Ah, the Indian curveball — collateral damage at its finest, where we're bleeding for sins we didn't commit. Those call center ops aren't even playing our game; they're the sloppy drunk uncle crashing the family reunion. Picture the fallout: scammers cold-call Grandma Ethel in Florida, spin some yarn about a "hacked PC," and strong-arm her into wiring $500 via iTunes or Google Play GCs bought at the local Walmart. She complies, code in hand, and the op drains it dry. Retailers see the pattern — sudden spikes in $100+ digital redemptions from senior-heavy ZIPs — and boom: global paranoia mode. Apple's now demanding selfies holding the code for anything over $50, Amazon's geo-fencing non-US IPs harder than ever, and even vanilla Visa prepaids trigger "suspicious activity" reviews citing "scam reports." I tried a recon run on Apple GCs three weeks back, spoofing a clean Cali residential via Luminati ($40/GB), $150 order during off-peak. Declined flat, with a cookie-cutter email about "increased scrutiny due to fraud trends." Dialed their support line incognito (burner VoIP, scripted persona), and the rep drops it casual: "We've had a surge in gift card misuse from overseas support scams." Overseas? That's code for Mumbai sweatshops dumping noise into the system. It's ripple-effect hell: their volume (thousands of bogus txns weekly) trains the ML models to flag everything anomalous, from your proxy hop to a slight AV mismatch. And we're the innocents abroad, paying the tab with tighter nooses. Ties into your impermanence theme perfectly — gift cards were the low-hanging fruit because they were anonymous, but now every redemption's a potential audit trail. Pre-2024, you'd batch 20 codes, flip to Chinese resellers via WeChat for 85% face value in USDT, no questions. Now? Those networks are ghosted half the time, scared off by platform crackdowns, leaving you with digital paperweights.

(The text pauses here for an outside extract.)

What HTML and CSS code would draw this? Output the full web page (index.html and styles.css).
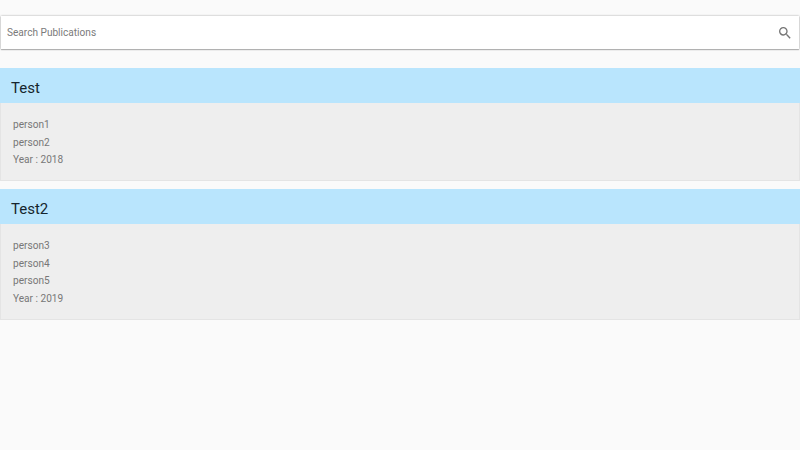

Philosophically, you're nailing the impermanence gospel: carding's a river, not a lake — stagnate, and you drown. Gift cards were the gateway drug, the tutorial level that hooked a generation on easy dopamine: snag a bin, drop on a site, launder quick, repeat. But rivers shift, and this one's run dry under the weight of its own sediment. The golden age you evoke? Paxful wild west, where a $100 Visa stack turned BTC overnight, no KYC walls, just vibes and volume. Chinese middlemen with infinite mule farms flipping to alts like a black market NYSE. Then the squeeze: 2023 regs hit, platforms layer on biometrics and chain analysis, retailers go full dystopia with behavioral biometrics (tracking mouse wiggles like the NSA). It's not just dying; it's devolving into a vet-only grind where noobs get culled fast. The real zen? Embrace the void — treat every method as disposable, scout horizons constantly. Asymmetry's the north star: hunt vectors where entry barriers weed out the herd, but payoffs scale nonlinear. I'm talking selective e-com on niche merchants (think boutique vape shops or regional auto parts — lazy anti-fraud, thin resell competition), or layering social eng for ATOs on forgotten SaaS accounts (recurring $200-500/month passive). Hell, even physical flips with a tight mule net (UPS drops to PO boxes) can outpace GCs now — tangible goods launder cleaner via eBay arbitrage, minus the digital exhaust. But here's the counterpunch, because "generally bad" leaves wiggle room: niches persist if you're surgical. Ultra-low-volume on overlooked chains — like those Midwest grocery GCs (Hy-Vee, anyone?) or B2B suppliers (Staples corporate cards) — still hit 75-85% if you stick to $50-100 dens, time drops for promo blackouts (Black Friday echoes linger), and rotate bins weekly. I pulled consistent on an East Coast grocer last Q1, netting $400/week off three hours' work, but scaled it once? Echo chamber sniffed it, hit rate tanked. Moral: finesse over force, always.

Props for dropping this raw manifesto — threads like yours are the oxygen keeping the scene from flatlining into noob farms. It's a wake-up that methods aren't sacred; they're tools, and dull blades get discarded. What's your pivot playbook looking like these days? You teasing any greener pastures — maybe dipping into DeFi exploits or straight-up ransomware adjacency — or is the sauce vaulted tight? Seen any counter-evo from the retailers that's got you rethinking the whole digital vs. physical divide? Either way, respect for mapping the graveyard before the body count spikes. Stay frosty, rotate your shadows, and may your proxies never lag.